I continued to pedal and between my nerves the drop in temperature; I was a cold nervous wreck. A few more bubble gum songs by pop singer, Ke$ha came on and I started to sing along; happy music makes for a happy Scott. Then I saw it. There was movement in the corner beam of my light, I saw it move, this was it. It was going to be a Grizzly and I was about to become a snack. My adrenaline spiked along with my heart rate and I started to breathe heavier and heavier. I yelled “COME ON BEAR! DO YOUR WORST!” And bit down on my whistle and blew. The movement tore out from the bushes and darted out in front of me. I started to scream again however the frightened rabbit I’d scared to death probably was in worse turmoil than me as it scurried across the road and down the mountain. I sat there and felt waves of relief and anxiety flow out of my body. “Damned rabbits” I said and by this time I’d used up so much energy that I couldn’t pedal anymore and I had to start pushing. An hour went by or so as I’d push, stop, freeze up from the cold and then continue to try to ride only to push, stop and freeze up again. Rabbits would dart in front of me and while I was much more relaxed, I was still keenly aware there were bears in the area.

I looked down at my watch. It was two in the morning and I was tired, really nerve wracked, cold and scared. I would have done anything to find a fellow rider while cresting Richmond Peak and that’s when I noticed it, two lights ahead of me up on the peak of the mountain.
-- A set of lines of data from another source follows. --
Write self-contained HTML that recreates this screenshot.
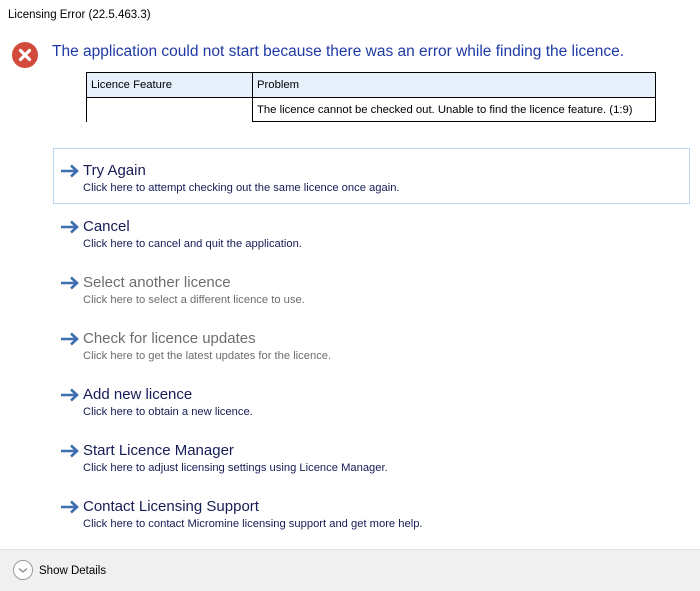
<!DOCTYPE html>
<html><head><style>
*{margin:0;padding:0;box-sizing:border-box}
body{width:700px;height:591px;background:#fff;font-family:"Liberation Sans",sans-serif;position:relative;overflow:hidden;color:#000}
.t{position:absolute;left:8px;top:9px;font-size:11.5px}
.icon{position:absolute;left:12px;top:42px;width:26px;height:26px;border-radius:50%;background:#d24b3a}
.h{position:absolute;left:52px;top:43px;font-size:15.5px;color:#1f3aa6;white-space:nowrap}
table{position:absolute;left:86px;top:72px;border-collapse:collapse;font-size:11.3px}
td{height:24px;padding:0 4px;white-space:nowrap}
.hd td{background:#e5f0fb;border:1px solid #000;height:25px}
.item{position:absolute;left:53px;width:637px;height:56px;padding:13px 0 0 29px;border:1px solid transparent}
.item.sel{border-color:#bcd8f0}
.item .a{position:absolute;left:6px;top:15px}
.item .tt{font-size:15px;color:#151c55;line-height:18px}
.item .d{font-size:11.2px;color:#151c55;margin-top:2px}
.dis .tt,.dis .d{color:#6d6d6d}
.foot{position:absolute;left:0;top:549px;width:700px;height:42px;background:#f0f0f0;border-top:1px solid #dfdfdf}
.foot .c{position:absolute;left:13px;top:10px;width:20px;height:20px;border:1px solid #9a9a9a;border-radius:50%;background:#fff}
.foot span{position:absolute;left:39px;top:15px;font-size:11.5px;color:#000}
</style></head><body>
<div class="t">Licensing Error (22.5.463.3)</div>
<div class="icon"><svg width="26" height="26"><path d="M8.5 8.5L17.5 17.5M17.5 8.5L8.5 17.5" stroke="#fff" stroke-width="3.2" stroke-linecap="round"/></svg></div>
<div class="h">The application could not start because there was an error while finding the licence.</div>
<table>
<tr class="hd"><td style="width:166px">Licence Feature</td><td style="width:403px">Problem</td></tr>
<tr><td style="border-left:1px solid #000"></td><td style="border:1px solid #000;border-top:0">The licence cannot be checked out. Unable to find the licence feature. (1:9)</td></tr>
</table>
<svg width="0" height="0" style="position:absolute"><defs><g id="ar"><path d="M1 7H17M11 1.5L17 7L11 12.5" stroke="#3d6fb0" stroke-width="2.6" fill="none"/></g></defs></svg>
<div class="item sel" style="top:148px"><svg class="a" width="20" height="14"><use href="#ar"/></svg><div class="tt">Try Again</div><div class="d">Click here to attempt checking out the same licence once again.</div></div>
<div class="item" style="top:204px"><svg class="a" width="20" height="14"><use href="#ar"/></svg><div class="tt">Cancel</div><div class="d">Click here to cancel and quit the application.</div></div>
<div class="item dis" style="top:260px"><svg class="a" width="20" height="14"><use href="#ar"/></svg><div class="tt">Select another licence</div><div class="d">Click here to select a different licence to use.</div></div>
<div class="item dis" style="top:316px"><svg class="a" width="20" height="14"><use href="#ar"/></svg><div class="tt">Check for licence updates</div><div class="d">Click here to get the latest updates for the licence.</div></div>
<div class="item" style="top:372px"><svg class="a" width="20" height="14"><use href="#ar"/></svg><div class="tt">Add new licence</div><div class="d">Click here to obtain a new licence.</div></div>
<div class="item" style="top:428px"><svg class="a" width="20" height="14"><use href="#ar"/></svg><div class="tt">Start Licence Manager</div><div class="d">Click here to adjust licensing settings using Licence Manager.</div></div>
<div class="item" style="top:484px"><svg class="a" width="20" height="14"><use href="#ar"/></svg><div class="tt">Contact Licensing Support</div><div class="d">Click here to contact Micromine licensing support and get more help.</div></div>
<div class="foot"><div class="c"><svg width="18" height="18"><path d="M5 7.5L9 11L13 7.5" stroke="#888" stroke-width="1.3" fill="none"/></svg></div><span>Show Details</span></div>
</body></html>
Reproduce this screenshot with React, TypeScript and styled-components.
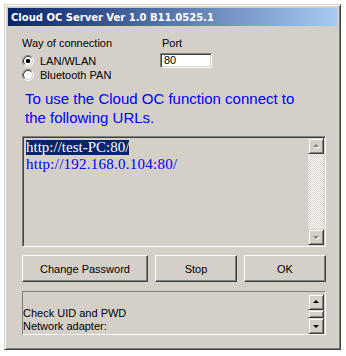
import styled, { createGlobalStyle } from "styled-components";

const GlobalStyle = createGlobalStyle`
  body {
    margin: 0;
    background: #ffffff;
    font-family: "Liberation Sans", Arial, sans-serif;
  }
`;

const Window = styled.div`
  box-sizing: border-box;
  margin: 4px 0 0 4px;
  width: 337px;
  height: 346px;
  padding: 3px;
  background: #d4d0c8;
  border: 1px solid;
  border-color: #d4d0c8 #404040 #404040 #d4d0c8;
  box-shadow: inset 1px 1px #ffffff, inset -1px -1px #808080;
  display: flex;
  flex-direction: column;
`;

const TitleBar = styled.div`
  height: 18px;
  display: flex;
  align-items: center;
  padding-left: 3px;
  background: linear-gradient(to right, #0a246a, #a6caf0);
  color: #ffffff;
  font-family: "DejaVu Sans", Verdana, sans-serif;
  font-weight: bold;
  font-size: 10px;
  white-space: nowrap;
`;

const Body = styled.div`
  padding: 11px 12px 0 14px;
  display: flex;
  flex-direction: column;
  font-size: 11px;
  color: #000000;
`;

const TopRow = styled.div`
  display: flex;
`;

const ConnectionGroup = styled.div`
  width: 138px;
  display: flex;
  flex-direction: column;
`;

const GroupLabel = styled.div`
  height: 13px;
  line-height: 13px;
  margin-bottom: 4px;
`;

const RadioRow = styled.label`
  height: 14px;
  display: flex;
  align-items: center;
  gap: 6px;
  line-height: 13px;
`;

const PortGroup = styled.div`
  display: flex;
  flex-direction: column;
`;

const PortLabel = styled(GroupLabel)`
  padding-left: 2px;
  margin-bottom: 3px;
`;

const PortInput = styled.div`
  box-sizing: border-box;
  width: 52px;
  height: 15px;
  background: #ffffff;
  border: 1px solid;
  border-color: #808080 #ffffff #ffffff #808080;
  box-shadow: inset 1px 1px #404040, inset -1px -1px #d4d0c8;
  padding-left: 3px;
  line-height: 13px;
  font-size: 11px;
`;

const Notice = styled.p`
  margin: 7px 0 0 3px;
  font-size: 15px;
  line-height: 19px;
  color: #0000ff;
`;

const UrlBox = styled.div`
  box-sizing: border-box;
  margin-top: 9px;
  width: 304px;
  height: 111px;
  border: 1px solid;
  border-color: #808080 #ffffff #ffffff #808080;
  box-shadow: inset 1px 1px #404040, inset -1px -1px #d4d0c8;
  padding: 1px;
  display: flex;
`;

const UrlList = styled.div`
  flex: 1;
  padding: 2px 0 0 2px;
  display: flex;
  flex-direction: column;
  align-items: flex-start;
  font-family: "Liberation Serif", "Times New Roman", serif;
  font-size: 15px;
`;

const UrlLine = styled.span<{ $selected?: boolean; $spread?: number }>`
  height: 15px;
  line-height: 15px;
  margin-bottom: 2px;
  letter-spacing: ${(p) => p.$spread ?? 0}px;
  color: ${(p) => (p.$selected ? "#ffffff" : "#0000ff")};
  background: ${(p) => (p.$selected ? "#0a246a" : "transparent")};
`;

const ScrollBar = styled.div<{ $pad?: string }>`
  width: 16px;
  display: flex;
  flex-direction: column;
  padding: ${(p) => p.$pad ?? "0"};
`;

const ScrollButton = styled.div`
  box-sizing: border-box;
  width: 16px;
  height: 16px;
  flex: none;
  background: #d4d0c8;
  border: 1px solid;
  border-color: #d4d0c8 #404040 #404040 #d4d0c8;
  box-shadow: inset 1px 1px #ffffff, inset -1px -1px #808080;
  display: flex;
  align-items: center;
  justify-content: center;
`;

const ScrollThumb = styled(ScrollButton)`
  height: 8px;
`;

const ScrollTrack = styled.div<{ $dither?: boolean }>`
  flex: 1;
  background: ${(p) =>
    p.$dither
      ? "repeating-conic-gradient(#ffffff 0 25%, #d4d0c8 0 50%) 0 0 / 2px 2px"
      : "#d4d0c8"};
`;

const ButtonRow = styled.div`
  margin-top: 8px;
  display: flex;
  gap: 7px;
  width: 304px;
`;

const Button = styled.button<{ $w: number }>`
  box-sizing: border-box;
  width: ${(p) => p.$w}px;
  height: 27px;
  padding: 0;
  background: #d4d0c8;
  border: 1px solid;
  border-color: #ffffff #404040 #404040 #ffffff;
  box-shadow: inset -1px -1px #808080, inset 1px 1px #d4d0c8;
  font-family: "Liberation Sans", Arial, sans-serif;
  font-size: 11px;
  color: #000000;
`;

const LogBox = styled.div`
  box-sizing: border-box;
  margin-top: 9px;
  width: 304px;
  height: 44px;
  border: 1px solid;
  border-color: #808080 #ffffff #ffffff #808080;
  display: flex;
`;

const LogText = styled.div`
  flex: 1;
  display: flex;
  flex-direction: column;
  justify-content: flex-end;
  padding: 0 0 1px 0;
  font-size: 11px;
  line-height: 13px;
`;

const Radio = ({ checked }: { checked?: boolean }) => (
  <svg width="12" height="12" viewBox="0 0 12 12">
    <circle cx="6" cy="6" r="4.2" fill="#ffffff" />
    <path d="M2.11 9.89 A5.5 5.5 0 0 1 9.89 2.11" fill="none" stroke="#808080" />
    <path d="M9.89 2.11 A5.5 5.5 0 0 1 2.11 9.89" fill="none" stroke="#ffffff" />
    <path d="M2.82 9.18 A4.5 4.5 0 0 1 9.18 2.82" fill="none" stroke="#404040" />
    <path d="M9.18 2.82 A4.5 4.5 0 0 1 2.82 9.18" fill="none" stroke="#d4d0c8" />
    {checked && <rect x="4" y="4" width="4" height="4" rx="1.2" fill="#000000" />}
  </svg>
);

const Arrow = ({ down, disabled }: { down?: boolean; disabled?: boolean }) => {
  const d = down ? "M4 4 L10 4 L7 7 Z" : "M4 6 L7 3 L10 6 Z";
  return (
    <svg width="14" height="10" viewBox="0 0 14 10">
      {disabled && <path d={d} fill="#ffffff" transform="translate(1 1)" />}
      <path d={d} fill={disabled ? "#808080" : "#000000"} />
    </svg>
  );
};

export default function App() {
  return (
    <>
      <GlobalStyle />
      <Window>
        <TitleBar>Cloud OC Server Ver 1.0 B11.0525.1</TitleBar>
        <Body>
          <TopRow>
            <ConnectionGroup>
              <GroupLabel>Way of connection</GroupLabel>
              <RadioRow>
                <Radio checked />
                LAN/WLAN
              </RadioRow>
              <RadioRow>
                <Radio />
                Bluetooth PAN
              </RadioRow>
            </ConnectionGroup>
            <PortGroup>
              <PortLabel>Port</PortLabel>
              <PortInput>80</PortInput>
            </PortGroup>
          </TopRow>

          <Notice>
            To use the Cloud OC function connect to
            <br />
            the following URLs.
          </Notice>

          <UrlBox>
            <UrlList>
              <UrlLine $selected>http://test-PC:80/</UrlLine>
              <UrlLine $spread={0.25}>http://192.168.0.104:80/</UrlLine>
            </UrlList>
            <ScrollBar>
              <ScrollButton>
                <Arrow disabled />
              </ScrollButton>
              <ScrollTrack $dither />
              <ScrollButton>
                <Arrow down disabled />
              </ScrollButton>
            </ScrollBar>
          </UrlBox>

          <ButtonRow>
            <Button $w={126}>Change Password</Button>
            <Button $w={82}>Stop</Button>
            <Button $w={82}>OK</Button>
          </ButtonRow>

          <LogBox>
            <LogText>
              <div>Check UID and PWD</div>
              <div>Network adapter:</div>
            </LogText>
            <ScrollBar $pad="2px 1px 1px 0">
              <ScrollButton>
                <Arrow />
              </ScrollButton>
              <ScrollThumb />
              <ScrollTrack />
              <ScrollButton>
                <Arrow down />
              </ScrollButton>
            </ScrollBar>
          </LogBox>
        </Body>
      </Window>
    </>
  );
}
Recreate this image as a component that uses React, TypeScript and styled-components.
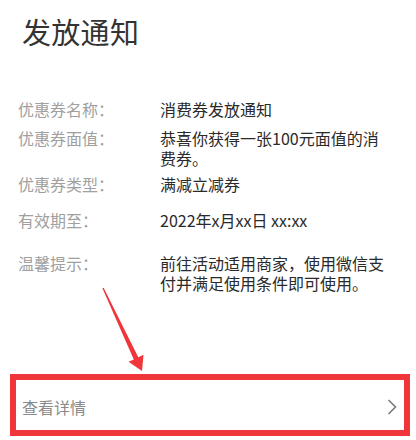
import React, { FC } from 'react';
import styled, { createGlobalStyle } from 'styled-components';

const GlobalStyle = createGlobalStyle`
  html, body {
    margin: 0;
    padding: 0;
    background: #ffffff;
  }
  body {
    font-family: "Noto Sans CJK SC", "Noto Sans", sans-serif;
  }
`;

const Page = styled.div`
  position: relative;
  width: 416px;
  height: 440px;
  overflow: hidden;
  background: #ffffff;
`;

const Title = styled.h1`
  margin: 11px 0 0 22px;
  font-size: 29px;
  line-height: 40px;
  font-weight: 400;
  color: #333333;
  letter-spacing: 0.3px;
`;

const List = styled.div`
  display: flex;
  flex-direction: column;
  margin-top: 48px;
  padding-left: 18px;
`;

const Row = styled.div<{ $top: number }>`
  display: flex;
  margin-top: ${(p) => p.$top}px;
  font-size: 16px;
  line-height: 20.5px;
`;

const Label = styled.span`
  flex: 0 0 142px;
  color: #a0a0a0;
`;

const Value = styled.span`
  width: 230px;
  color: #2a2a2a;
`;

const DetailBox = styled.div`
  display: flex;
  align-items: center;
  justify-content: space-between;
  box-sizing: border-box;
  width: 400px;
  height: 62px;
  margin: 80px 0 0 10px;
  padding: 4px 6px 0 6px;
  border: 6px solid #f0363b;
  font-size: 16px;
  color: #8a8a8a;
`;

const Overlay = styled.svg`
  position: absolute;
  left: 0;
  top: 0;
  pointer-events: none;
`;

const rows = [
  { label: '优惠券名称：', value: '消费券发放通知', top: 0 },
  { label: '优惠券面值：', value: '恭喜你获得一张100元面值的消费券。', top: 8 },
  { label: '优惠券类型：', value: '满减立减券', top: 5 },
  { label: '有效期至：', value: '2022年x月xx日 xx:xx', top: 16 },
  { label: '温馨提示：', value: '前往活动适用商家，使用微信支付并满足使用条件即可使用。', top: 22 },
];

const Chevron: FC = () => (
  <svg width="12" height="18" viewBox="0 0 12 18">
    <polyline points="2.5,2 9.5,9 2.5,16" fill="none" stroke="#7a7a7a" strokeWidth="1.6" />
  </svg>
);

export default function App() {
  return (
    <Page>
      <GlobalStyle />
      <Title>发放通知</Title>
      <List>
        {rows.map((r) => (
          <Row key={r.label} $top={r.top}>
            <Label>{r.label}</Label>
            <Value>{r.value}</Value>
          </Row>
        ))}
      </List>
      <DetailBox>
        <span>查看详情</span>
        <Chevron />
      </DetailBox>
      <Overlay width="416" height="440" viewBox="0 0 416 440">
        <polygon
          points="102.4,288.3 103.6,287.7 138.3,357.2 143.5,354.8 142,371 128.5,361.8 133.8,359.4"
          fill="#f0363b"
        />
      </Overlay>
    </Page>
  );
}
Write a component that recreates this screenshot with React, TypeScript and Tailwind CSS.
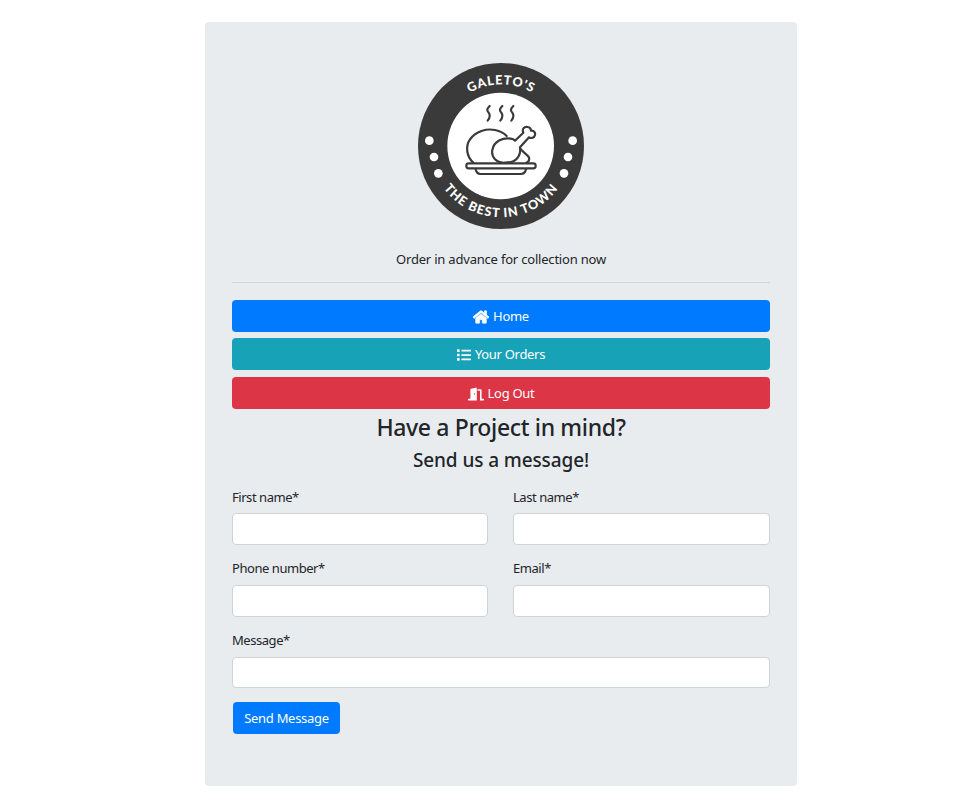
import { FaHome, FaList, FaDoorOpen } from "react-icons/fa";

function Logo() {
  return (
    <svg width="166" height="166" viewBox="39 39 498 498" className="block">
      <defs>
        <path id="topArc" d="M 103 288 A 185 185 0 0 1 473 288" />
        <path id="bottomArc" d="M 74 288 A 214 214 0 0 0 502 288" />
      </defs>
      <circle cx="288" cy="288" r="249" fill="#3a3a3a" />
      <circle cx="287" cy="288" r="160" fill="#ffffff" />
      <text fontFamily="Lato, sans-serif" fontWeight="900" fontSize="38" fill="#fff" letterSpacing="2.5" textAnchor="middle">
        <textPath href="#topArc" startOffset="50%">GALETO'S</textPath>
      </text>
      <text fontFamily="Lato, sans-serif" fontWeight="900" fontSize="38" fill="#fff" letterSpacing="3" textAnchor="middle">
        <textPath href="#bottomArc" startOffset="50%">THE BEST IN TOWN</textPath>
      </text>
      {[[73, 272], [87, 321], [100, 370], [503, 272], [489, 321], [477, 370]].map(([cx, cy]) => (
        <circle key={cx} cx={cx} cy={cy} r="13" fill="#fff" />
      ))}
      <g fill="none" stroke="#3a3a3a" strokeWidth="6.5" strokeLinecap="round" strokeLinejoin="round">
        <path d="M254 168C244 178 246 182 251 188C257 196 256 202 248 212" />
        <path d="M292 168C282 178 284 182 289 188C295 196 294 202 286 212" />
        <path d="M325 168C315 178 317 182 322 188C328 196 327 202 319 212" />
        <path d="M205 338C185 320 180 290 195 268C212 243 245 235 270 240C285 243 298 250 305 258" />
        <path d="M300 338C275 340 258 322 262 300C266 275 295 258 325 268L330 272L355 248C350 238 358 228 368 231C375 232 378 238 378 242C386 240 392 248 390 255C388 264 378 266 372 262L345 292C348 310 340 330 318 336C310 338 305 338 300 338Z" />
        <path d="M345 295C352 305 365 312 372 322C374 330 370 336 364 338" />
        <rect x="184" y="340" width="208" height="15" rx="7" />
        <path d="M212 358c2 9 7 14 14 14h122c8 0 13-5 15-14" />
      </g>
    </svg>
  );
}

function Field({ label, inputClass = "mt-[5px] h-[32px]" }: { label: string; inputClass?: string }) {
  return (
    <div>
      <label className="block text-[13px] leading-[21px] tracking-[-0.45px] text-[#212529]">{label}</label>
      <input className={`block w-full rounded-[4px] border border-[#ced4da] bg-white ${inputClass}`} />
    </div>
  );
}

function NavButton({ color, icon, text, className = "" }: { color: string; icon: React.ReactNode; text: string; className?: string }) {
  return (
    <a className={`flex h-[32px] w-full items-center justify-center gap-[4px] rounded-[4px] pt-px text-[13px] tracking-[-0.3px] text-white ${color} ${className}`}>
      {icon}
      {text}
    </a>
  );
}

export default function App() {
  return (
    <div className="min-h-[810px] bg-white pt-[22px] font-['Noto_Sans',sans-serif] text-[#212529]">
      <div className="ml-[205px] h-[764px] w-[592px] rounded-[4px] bg-[#e9ecef] px-[27px] pt-[41px]">
        <div className="flex justify-center">
          <Logo />
        </div>
        <p className="mt-[20px] text-center text-[13px] leading-[20px] tracking-[-0.2px]">Order in advance for collection now</p>
        <hr className="mt-[13px] border-t border-[#d2d5d9]" />
        <div className="mt-[17px] flex flex-col">
          <NavButton color="bg-[#007bff]" icon={<FaHome size={16} stroke="white" strokeWidth={24} />} text="Home" />
          <NavButton color="bg-[#17a2b8]" icon={<FaList size={14} />} text="Your Orders" className="mt-[6px]" />
          <NavButton color="bg-[#dc3545]" icon={<FaDoorOpen size={16} />} text="Log Out" className="mt-[7px]" />
        </div>
        <h2 className="mt-[2px] text-center text-[23px] font-medium leading-[32px] tracking-[-0.35px] text-[#212529]">Have a Project in mind?</h2>
        <h3 className="mt-[4px] text-center text-[19px] font-medium leading-[27px] tracking-[-0.1px]">Send us a message!</h3>
        <form className="mt-[13px]">
          <div className="grid grid-cols-[256px_257px] gap-x-[25px] gap-y-[13px]">
            <Field label="First name*" />
            <Field label="Last name*" />
            <Field label="Phone number*" inputClass="mt-[6px] h-[32px]" />
            <Field label="Email*" inputClass="mt-[6px] h-[32px]" />
          </div>
          <div className="mt-[13px]">
            <Field label="Message*" inputClass="mt-[6px] h-[31px]" />
          </div>
          <button type="button" className="ml-px mt-[14px] block h-[32px] w-[107px] rounded-[4px] bg-[#007bff] pt-px text-[13px] tracking-[-0.3px] text-white">
            Send Message
          </button>
        </form>
      </div>
    </div>
  );
}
Finally, it was two bikers and I blew my whistle hard and started screaming at them. I saw their lights flicker and move but not really towards me. But I was sure they heard me. I picked up the pace and blew my whistle again, again the lights flickered back and forth, and then one disappeared and appeared around another tree. “HEY! HEY HEY!” I screamed but nothing. I pedaled faster, and then faster trying to catch them. I wanted so bad to see another human, someone to talk to and feel safe in numbers. Nothing. Their lights, which were an odd orange instead of the bright white that most bikers had on their bikes, just sat and flickered back and forth. As I got closer the lights look like the eyes of an angry Tiki God or something, something like an Angry Bear Tiki God. I started to get a little nervous that maybe they weren’t bikers but some raging backwoods hillbillies bent on taking out bikers up on Richmond Peak in the middle of the night. I started to get scared and slowed down my pace.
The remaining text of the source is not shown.